December 21, 2018 05.45AM / By Financial Derivatives Company
The long delayed Q4’17 – Q3’18 job statistics has been released. See Unemployment Rate Rises to 23.1% in Q3 2018 from 18.8% in Q3 2017 In the report, Nigeria’s unemployment rate increased to 23.1% in Q3’18 from 18.8% in Q3’17.
This is consistent with the slowdown in the Q3 GDP growth of employment elastic (labour intensive) sectors such as construction, transportation, manufacturing and real estate. On the other hand, the underemployment rate declined to 20.1% from 21.2% in Q3’17.
The increase in unemployment is an evidence of a fragile and non-inclusive growth which needs new and bold fiscal incentives to boost the level of investment and gross capital formation.
In this article, the FDC Think-Tank analyses the unemployment numbers for Q4’17 - Q3’18 and its implications on business and wider economy.
Unemployment Rate Up To 23.1% in Q3’18
The long-awaited data on labour statistics for Q4’17 - Q3’18 has been released. In line with expectations, Q3’18 unemployment numbers came in 4.3% higher at 23.1% while the underemployment rate declined by 1.1% to 20.1%.
The unemployment + underemployment data shows an increase of 3.3%, much lower than the 4.8% decline in inflation within the review period. The rise in the unemployment numbers confirms the slowdown in the Q3 GDP growth of employment elastic sectors such as construction, industries and real estate. This highlights the sub-optimality of economic growth and the continued drag of negative labour productivity (-0.7%) on output.
Of the 20.9mn people stated as jobless in the Q3’18 Labour Statistics report, 5mn (23.9%) are frictionally unemployed (the number of people who are unemployed due to the time lag in transitioning between jobs). The structurally unemployed on the other hand are estimated at 4.6mn, 22.01% of total unemployed. The definition of an employed citizen by the ILO is anybody gainfully employed for more than 48 hours.
Urban & Rural
Urban & Rural unemployment rate moved in opposite directions. Urban unemployment declined to 21.2% while rural unemployment increased to 23.9%. The lower urban unemployment rate reflects the brutal and fiercely competitive lifestyle in the cities. On the other hand, the rural economy which is mostly agrarian witnessed some growth constraints such as flooding and herdsmen/pastoral conflict. The agricultural sector growth slowed to its lowest level of 1.09% in over five years in 2018 which mirrored a decline in the sector’s aggregate employment.

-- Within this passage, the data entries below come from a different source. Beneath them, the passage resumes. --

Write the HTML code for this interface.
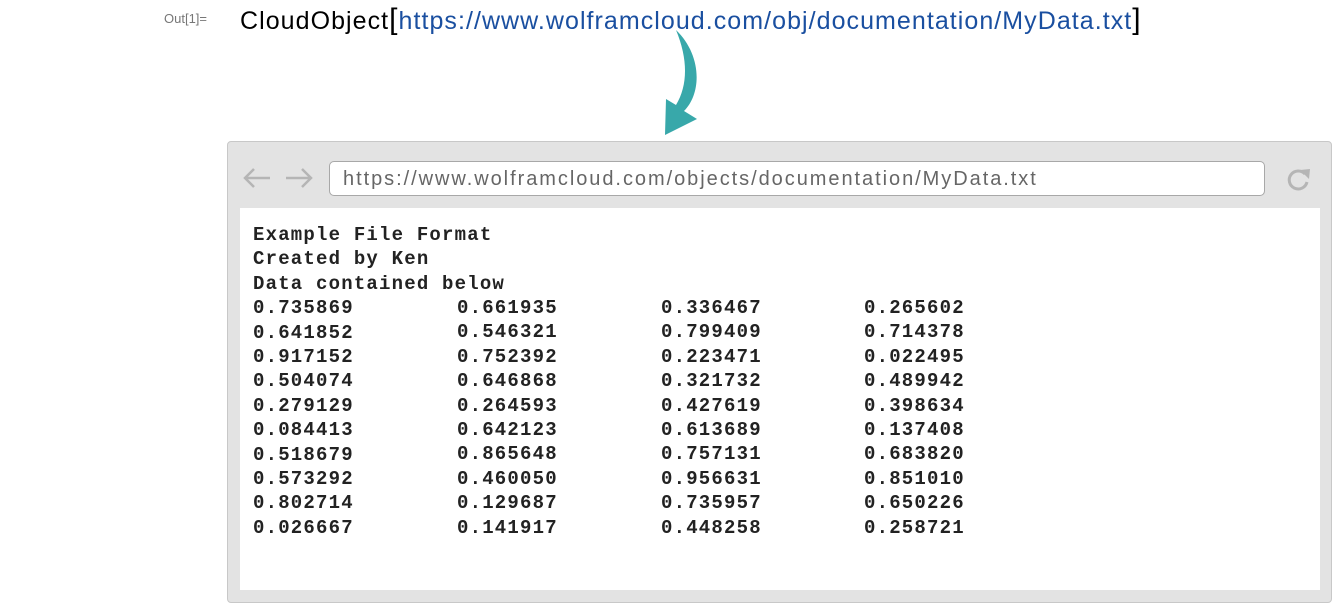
<!DOCTYPE html>
<html><head><style>
body{margin:0;width:1340px;height:614px;background:#fff;position:relative;overflow:hidden;font-family:"Liberation Sans",sans-serif}
.out{position:absolute;left:164px;top:11px;font-size:13px;color:#777}
.top{position:absolute;left:240px;top:3px;font-size:25px;color:#000;white-space:nowrap;letter-spacing:1.05px}
.top .u{color:#1a4fa0}
.frame{position:absolute;left:227px;top:141px;width:1105px;height:462px;background:#e3e3e3;border:1px solid #c8c8c8;border-radius:4px;box-sizing:border-box}
.url{position:absolute;left:329px;top:161px;width:936px;height:35px;background:#fff;border:1px solid #a8a8a8;border-radius:5px;box-sizing:border-box;font-size:20px;color:#666;padding:6px 0 0 13px;white-space:nowrap;letter-spacing:1.95px}
.content{position:absolute;left:240px;top:208px;width:1080px;height:382px;background:#fff}
.m{position:absolute;font-family:"Liberation Mono",monospace;font-weight:bold;font-size:19px;letter-spacing:1.2px;color:#222;line-height:24.4px;white-space:pre;top:223px}
</style></head><body>
<div class="out">Out[1]=</div>
<div class="top">CloudObject<span style="font-size:30px;font-weight:300">[</span><span class="u">https://www.wolframcloud.com/obj/documentation/MyData.txt</span><span style="font-size:30px;font-weight:300">]</span></div>
<svg style="position:absolute;left:640px;top:25px" width="80" height="115"><path d="M36 5 C62 30 62 68 44 86 L57 94 L25 110 L26 74 L36 80 C48 60 48 34 36 5 Z" fill="#38a8aa"/></svg>
<div class="frame"></div>
<svg style="position:absolute;left:240px;top:165px" width="80" height="26"><g stroke="#b5b5b5" stroke-width="2.5" fill="none"><path d="M30 13H5M14 4L5 13L14 22"/><path d="M46 13H71M62 4L71 13L62 22"/></g></svg>
<div class="url">https://www.wolframcloud.com/objects/documentation/MyData.txt</div>
<svg style="position:absolute;left:1285px;top:166px" width="28" height="26"><path d="M20 8A9 9 0 1 0 22 16" stroke="#b5b5b5" stroke-width="3" fill="none"/><path d="M15 4L25 3L24 13Z" fill="#b5b5b5"/></svg>
<div class="content"></div>
<div class="m" style="left:253px">Example File Format
Created by Ken
Data contained below
0.735869
0.641852
0.917152
0.504074
0.279129
0.084413
0.518679
0.573292
0.802714
0.026667</div>
<div class="m" style="left:457px;top:296px">0.661935
0.546321
0.752392
0.646868
0.264593
0.642123
0.865648
0.460050
0.129687
0.141917</div>
<div class="m" style="left:661px;top:296px">0.336467
0.799409
0.223471
0.321732
0.427619
0.613689
0.757131
0.956631
0.735957
0.448258</div>
<div class="m" style="left:864px;top:296px">0.265602
0.714378
0.022495
0.489942
0.398634
0.137408
0.683820
0.851010
0.650226
0.258721</div>
</body></html>
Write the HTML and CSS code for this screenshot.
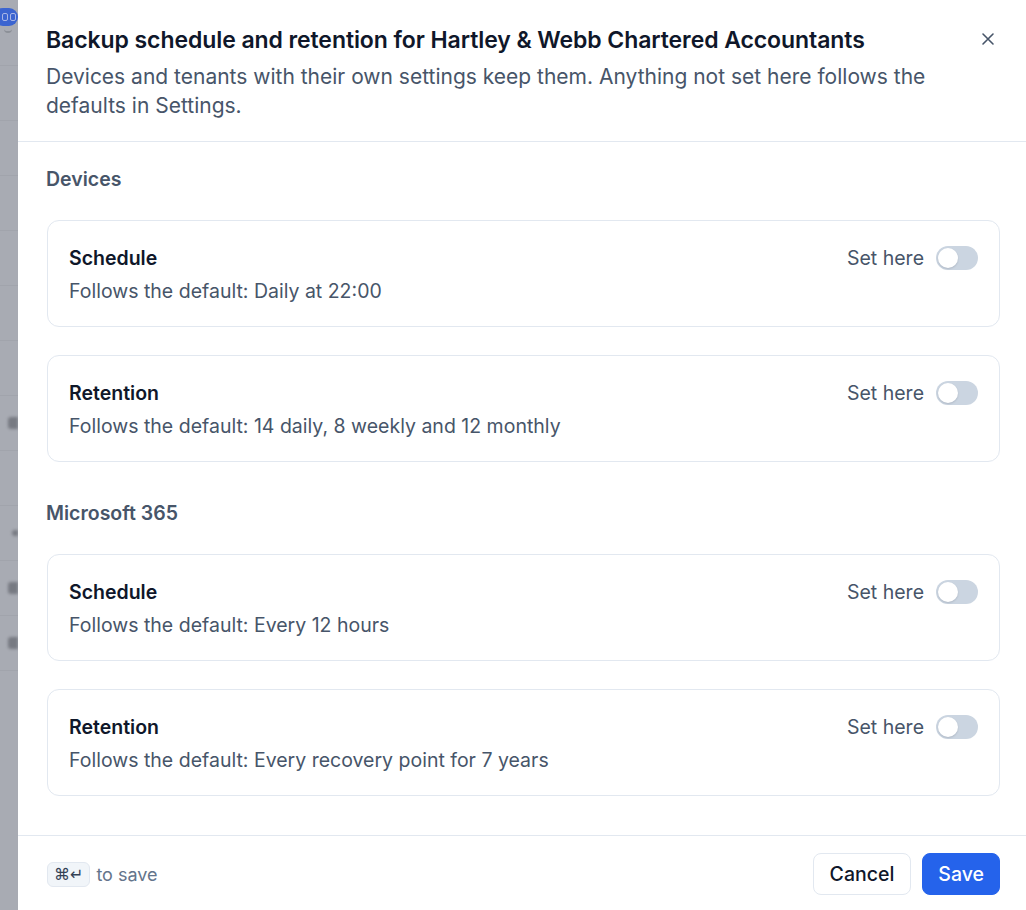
FILE: index.html
```html
<!DOCTYPE html>
<html lang="en">
<head>
<meta charset="utf-8">
<title>Backup schedule and retention</title>
<link rel="stylesheet" href="styles.css">
</head>
<body>
<div class="screen">
  <div class="backdrop" aria-hidden="true">
    <div class="bd-pill"><span class="bd-dot"></span><span class="bd-dot"></span></div>
    <div class="bd-caret"></div>
    <div class="bd-row"></div>
    <div class="bd-row"></div>
    <div class="bd-row"></div>
    <div class="bd-row"></div>
    <div class="bd-row"></div>
    <div class="bd-row"></div>
    <div class="bd-row"></div>
    <div class="bd-row"><span class="bd-blob"></span></div>
    <div class="bd-row"></div>
    <div class="bd-row"><span class="bd-blob bd-blob-sm"></span></div>
    <div class="bd-row"><span class="bd-blob"></span></div>
    <div class="bd-row"><span class="bd-blob"></span></div>
  </div>
  <div class="panel" role="dialog" aria-labelledby="dlg-title">
    <header class="panel-header">
      <div class="header-text">
        <h1 id="dlg-title" class="panel-title">Backup schedule and retention for Hartley &amp; Webb Chartered Accountants</h1>
        <p class="panel-desc">Devices and tenants with their own settings keep them. Anything not set here follows the defaults in Settings.</p>
      </div>
      <button class="close-btn" aria-label="Close">
        <svg width="14" height="14" viewBox="0 0 14 14" fill="none" stroke="currentColor" stroke-width="1.6" stroke-linecap="round"><path d="M2 2l10 10M12 2L2 12"/></svg>
      </button>
    </header>

    <div class="panel-body">
      <section class="group">
        <h2 class="group-title">Devices</h2>
        <div class="card">
          <div class="card-main">
            <div class="card-title">Schedule</div>
            <div class="card-desc">Follows the default: Daily at 22:00</div>
          </div>
          <label class="set-here">Set here <span class="switch"><span class="knob"></span></span></label>
        </div>
        <div class="card">
          <div class="card-main">
            <div class="card-title">Retention</div>
            <div class="card-desc">Follows the default: 14 daily, 8 weekly and 12 monthly</div>
          </div>
          <label class="set-here">Set here <span class="switch"><span class="knob"></span></span></label>
        </div>
      </section>

      <section class="group">
        <h2 class="group-title">Microsoft 365</h2>
        <div class="card">
          <div class="card-main">
            <div class="card-title">Schedule</div>
            <div class="card-desc">Follows the default: Every 12 hours</div>
          </div>
          <label class="set-here">Set here <span class="switch"><span class="knob"></span></span></label>
        </div>
        <div class="card">
          <div class="card-main">
            <div class="card-title">Retention</div>
            <div class="card-desc">Follows the default: Every recovery point for 7 years</div>
          </div>
          <label class="set-here">Set here <span class="switch"><span class="knob"></span></span></label>
        </div>
      </section>
    </div>

    <footer class="panel-footer">
      <div class="hint"><kbd class="kbd">⌘↵</kbd> to save</div>
      <div class="actions">
        <button class="btn btn-secondary">Cancel</button>
        <button class="btn btn-primary">Save</button>
      </div>
    </footer>
  </div>
</div>
</body>
</html>
```

FILE: styles.css
```css
* { box-sizing: border-box; }

html, body {
  margin: 0;
  padding: 0;
  height: 100%;
  overflow: hidden;
}

body {
  font-family: Inter, "Noto Sans", "Liberation Sans", sans-serif;
  color: #0f172a;
  background: #a9acb4;
}

.screen {
  display: flex;
  align-items: stretch;
  width: 1026px;
  min-height: 910px;
}

.backdrop {
  width: 18px;
  flex: none;
  background: #a8abb3;
  overflow: hidden;
  display: flex;
  flex-direction: column;
  padding-top: 8px;
}

.bd-pill {
  width: 24px;
  height: 18px;
  margin-left: -6px;
  border-radius: 9px;
  background: #3b64d0;
  display: flex;
  align-items: center;
  justify-content: flex-end;
  gap: 2px;
  padding-right: 2px;
  filter: blur(0.5px);
}

.bd-dot {
  width: 6px;
  height: 8px;
  border-radius: 2px;
  border: 1.5px solid #a9b6e6;
}

.bd-caret {
  width: 8px;
  height: 4px;
  margin: 3px 0 0 4px;
  border-bottom: 2px solid #8c9098;
  border-radius: 0 0 4px 4px;
  filter: blur(0.6px);
}

.bd-row {
  height: 55px;
  flex: none;
  border-bottom: 1px solid #a1a4ac;
  display: flex;
  align-items: center;
  justify-content: flex-end;
}

.bd-row:nth-child(3) { height: 33px; }

.bd-blob {
  width: 10px;
  height: 12px;
  border-radius: 3px 0 0 3px;
  background: #6b6e76;
  filter: blur(1.5px);
  opacity: 0.8;
}

.bd-blob-sm {
  width: 6px;
  height: 6px;
}

.panel {
  flex: 1;
  background: #ffffff;
  display: flex;
  flex-direction: column;
  min-width: 0;
}

.panel-header {
  display: flex;
  align-items: flex-start;
  gap: 18px;
  padding: 25px 24px 21px 28px;
  border-bottom: 1px solid #e2e8f0;
}

.header-text { flex: 1; }

.panel-title {
  margin: 0;
  font-size: 23px;
  line-height: 30px;
  font-weight: 600;
  color: #0f172a;
  letter-spacing: -0.08px;
}

.panel-desc {
  margin: 7px 0 0;
  font-size: 21px;
  line-height: 29px;
  color: #475569;
}

.close-btn {
  border: 0;
  background: transparent;
  color: #475569;
  padding: 0;
  width: 28px;
  height: 28px;
  margin-top: 0;
  display: flex;
  align-items: center;
  justify-content: center;
  cursor: pointer;
}

.panel-body {
  padding: 25px 26px 39px 28px;
  display: flex;
  flex-direction: column;
  gap: 39px;
}

.group {
  display: flex;
  flex-direction: column;
  gap: 28px;
}

.group-title {
  margin: 0 0 1px;
  font-size: 19.5px;
  line-height: 24px;
  font-weight: 600;
  color: #475569;
}

.card {
  border: 1px solid #e2e8f0;
  border-radius: 12px;
  padding: 23px 21px 21px 21px;
  display: flex;
  align-items: flex-start;
  justify-content: space-between;
  gap: 16px;
  margin-left: 1px;
}

.card-title {
  font-size: 19.5px;
  line-height: 28px;
  font-weight: 600;
  color: #0f172a;
}

.card-desc {
  margin-top: 5px;
  font-size: 19.5px;
  line-height: 28px;
  color: #475569;
}

.set-here {
  display: flex;
  align-items: center;
  gap: 12px;
  font-size: 19.5px;
  line-height: 28px;
  color: #475569;
  white-space: nowrap;
}

.switch {
  width: 42px;
  height: 24px;
  border-radius: 12px;
  background: #cbd5e1;
  padding: 2px;
  display: flex;
  align-items: center;
}

.knob {
  width: 20px;
  height: 20px;
  border-radius: 50%;
  background: #ffffff;
  box-shadow: 0 1px 2px rgba(15, 23, 42, 0.15);
}

.panel-footer {
  display: flex;
  align-items: center;
  justify-content: space-between;
  padding: 17px 26px 20px 28px;
  border-top: 1px solid #e2e8f0;
}

.hint {
  display: flex;
  align-items: center;
  gap: 6px;
  font-size: 18px;
  color: #64748b;
}

.kbd {
  font-family: "DejaVu Sans", Inter, sans-serif;
  font-size: 16px;
  line-height: 23px;
  height: 25px;
  padding: 0 6px;
  margin-left: 1px;
  border: 1px solid #e2e8f0;
  border-radius: 6px;
  background: #f1f5f9;
  color: #334155;
}

.actions {
  display: flex;
  gap: 11px;
}

.btn {
  font-family: inherit;
  font-size: 19.5px;
  font-weight: 500;
  height: 42px;
  border-radius: 8px;
  padding: 0 15px;
  cursor: pointer;
}

.btn-secondary {
  background: #ffffff;
  border: 1px solid #e2e8f0;
  color: #0f172a;
  padding: 0 16px;
}

.btn-primary {
  background: #2563eb;
  border: 1px solid #2563eb;
  color: #ffffff;
}
```
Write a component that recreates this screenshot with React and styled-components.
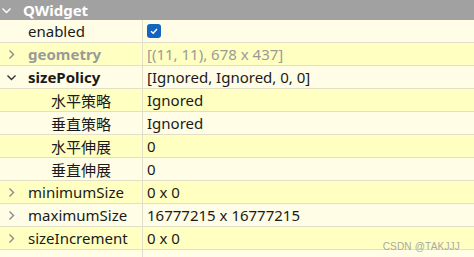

Youth Unemployment & Underemployment
Youth unemployment increased to 29.7% in Q3’18. This shows that the level of job creation is insufficient to absorb the growing number of graduates that enter into the labour market on an annual basis. On the other hand, youth underemployment declined to 25.7%. This could likely be reflective of the success of some government intervention programs like N-Power which have empowered a significant section of Nigeria’s young demography through skill development – allowing them achieve inclusion and boost productivity.
Implications on fiscal policy
The main objective of the FGN budget is to achieve inclusive growth which means growth that creates jobs. In spite of the slow but steady pick up in Nigeria’s GDP growth, it is still below the population growth rate of 2.8%. Several policy reforms have been implemented by the government to address this gap such as the inclusion of social programmes in the budget.
The rise in the unemployment data further buttresses the fact that the government may need to be more aggressive in tackling this challenge. For instance increasing its spend on the economy- through infrastructure projects. Embarking on more capital projects would boost the demand for menial labour required in sectors like construction.
The risk to this is the widening of the budget deficit, currently estimated at N1.95trn (1.8% of GDP). By implication this means Nigeria would have to borrow more to bridge the fiscal gap, thus increasing the debt service currently at N2.01trn.
Trade-off between inflation and unemployment
The inflation data which shows an increase in unemployment and a decrease in inflation confirms the Phillips curve trade-off which postulates that inflation and unemployment will move in opposite directions. Policy makers will need to take these factors into consideration.
Unemployment is a lagging indicator. It reacts after the business cycle has changed. This means that the latest economic recovery is yet to have an impact on the job numbers. The decline in the underemployment numbers is a positive sign that the overall job data would improve in the short term. Hence, we estimate that in subsequent quarters the rate of unemployment would increase at a slower pace.